══ TASK MATERIAL
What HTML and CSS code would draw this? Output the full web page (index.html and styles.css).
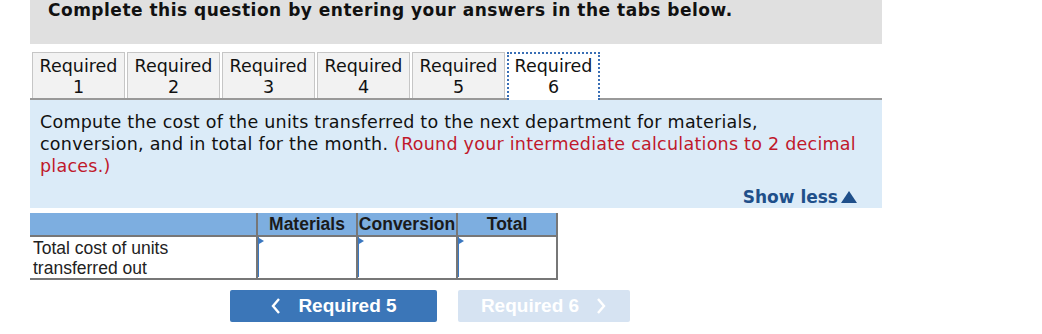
════
══ TASK MATERIAL
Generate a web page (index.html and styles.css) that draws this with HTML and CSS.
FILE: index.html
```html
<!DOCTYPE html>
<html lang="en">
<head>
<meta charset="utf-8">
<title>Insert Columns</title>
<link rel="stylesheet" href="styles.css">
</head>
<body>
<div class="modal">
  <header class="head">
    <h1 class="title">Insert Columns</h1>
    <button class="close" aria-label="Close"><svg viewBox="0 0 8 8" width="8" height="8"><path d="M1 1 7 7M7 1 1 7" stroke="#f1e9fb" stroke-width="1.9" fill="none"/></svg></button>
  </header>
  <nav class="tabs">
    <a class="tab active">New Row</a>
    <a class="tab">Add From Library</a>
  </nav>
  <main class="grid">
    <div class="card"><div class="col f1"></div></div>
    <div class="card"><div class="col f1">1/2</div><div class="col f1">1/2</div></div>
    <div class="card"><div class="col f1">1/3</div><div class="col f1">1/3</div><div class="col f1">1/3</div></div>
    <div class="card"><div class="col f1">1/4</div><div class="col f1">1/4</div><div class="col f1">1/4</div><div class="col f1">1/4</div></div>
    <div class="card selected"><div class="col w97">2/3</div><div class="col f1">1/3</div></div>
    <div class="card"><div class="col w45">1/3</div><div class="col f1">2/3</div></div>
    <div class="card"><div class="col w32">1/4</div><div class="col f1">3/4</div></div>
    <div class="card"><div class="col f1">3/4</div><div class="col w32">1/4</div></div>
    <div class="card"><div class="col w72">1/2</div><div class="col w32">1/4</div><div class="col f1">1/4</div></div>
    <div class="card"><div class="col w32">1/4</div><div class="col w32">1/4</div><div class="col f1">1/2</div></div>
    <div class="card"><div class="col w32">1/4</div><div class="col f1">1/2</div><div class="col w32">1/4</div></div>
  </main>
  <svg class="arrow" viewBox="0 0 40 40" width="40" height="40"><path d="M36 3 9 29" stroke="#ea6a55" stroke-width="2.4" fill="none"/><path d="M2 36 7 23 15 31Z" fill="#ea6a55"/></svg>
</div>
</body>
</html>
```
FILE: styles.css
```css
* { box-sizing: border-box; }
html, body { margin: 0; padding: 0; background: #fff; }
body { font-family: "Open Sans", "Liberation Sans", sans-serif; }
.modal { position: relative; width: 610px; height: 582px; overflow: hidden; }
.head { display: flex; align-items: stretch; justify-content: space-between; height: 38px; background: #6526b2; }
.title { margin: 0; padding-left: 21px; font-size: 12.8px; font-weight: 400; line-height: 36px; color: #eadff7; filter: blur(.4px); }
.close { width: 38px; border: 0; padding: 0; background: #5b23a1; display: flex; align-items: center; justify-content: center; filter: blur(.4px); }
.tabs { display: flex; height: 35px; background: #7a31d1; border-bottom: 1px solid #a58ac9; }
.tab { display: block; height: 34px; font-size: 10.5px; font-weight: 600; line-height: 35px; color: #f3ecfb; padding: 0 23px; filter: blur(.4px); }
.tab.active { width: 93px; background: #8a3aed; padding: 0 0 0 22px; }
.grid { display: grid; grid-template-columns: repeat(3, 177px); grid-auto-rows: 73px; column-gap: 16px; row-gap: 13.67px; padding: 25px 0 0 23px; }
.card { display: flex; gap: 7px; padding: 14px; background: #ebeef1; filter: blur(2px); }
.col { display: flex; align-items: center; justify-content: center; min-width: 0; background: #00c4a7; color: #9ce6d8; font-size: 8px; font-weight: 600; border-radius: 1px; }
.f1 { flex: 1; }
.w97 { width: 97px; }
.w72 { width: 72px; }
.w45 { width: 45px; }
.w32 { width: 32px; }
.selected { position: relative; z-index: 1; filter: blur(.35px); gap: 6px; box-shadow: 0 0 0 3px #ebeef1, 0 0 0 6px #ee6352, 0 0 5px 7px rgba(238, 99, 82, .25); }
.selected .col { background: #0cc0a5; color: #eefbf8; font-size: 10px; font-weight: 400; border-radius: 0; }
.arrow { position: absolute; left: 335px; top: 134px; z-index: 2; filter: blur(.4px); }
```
════
══ TASK MATERIAL
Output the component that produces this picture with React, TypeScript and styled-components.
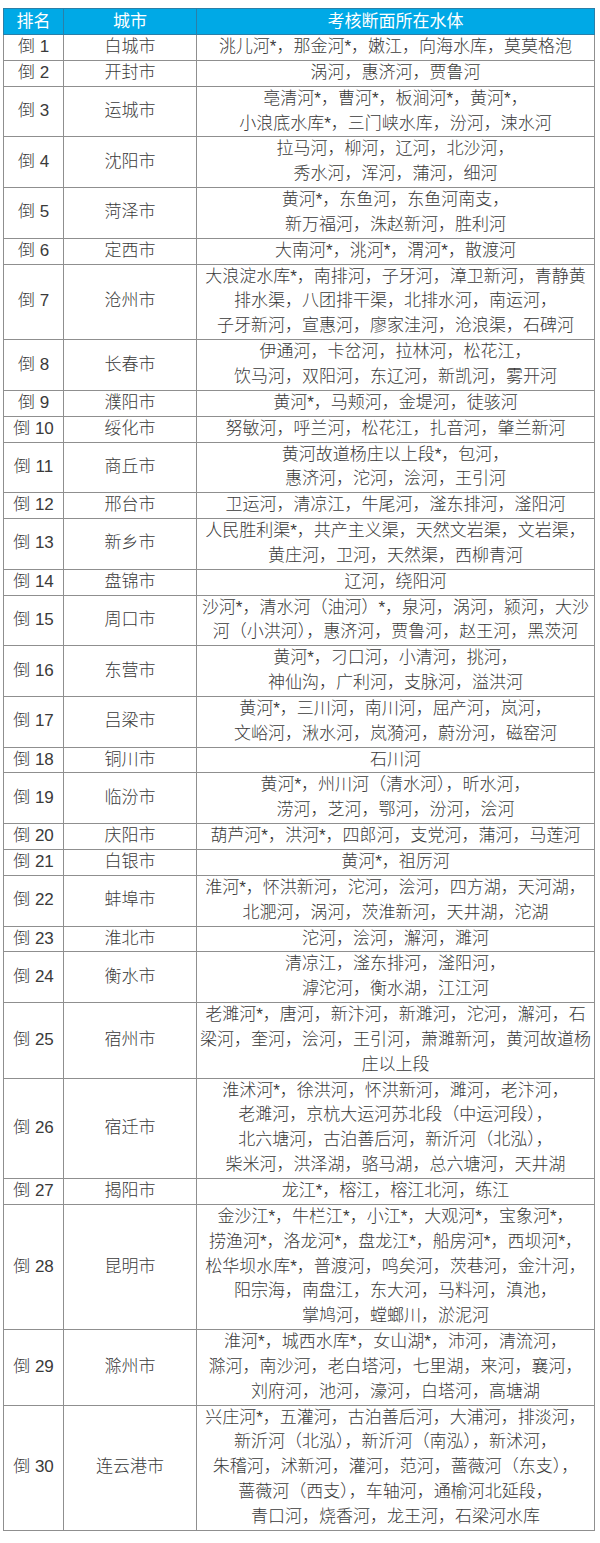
════
TASK: Among the records above, find each line holding the string "page" and pull it out.

ANSWER TO THE TASK:
What HTML and CSS code would draw this? Output the full web page (index.html and styles.css).
Generate a web page (index.html and styles.css) that draws this with HTML and CSS.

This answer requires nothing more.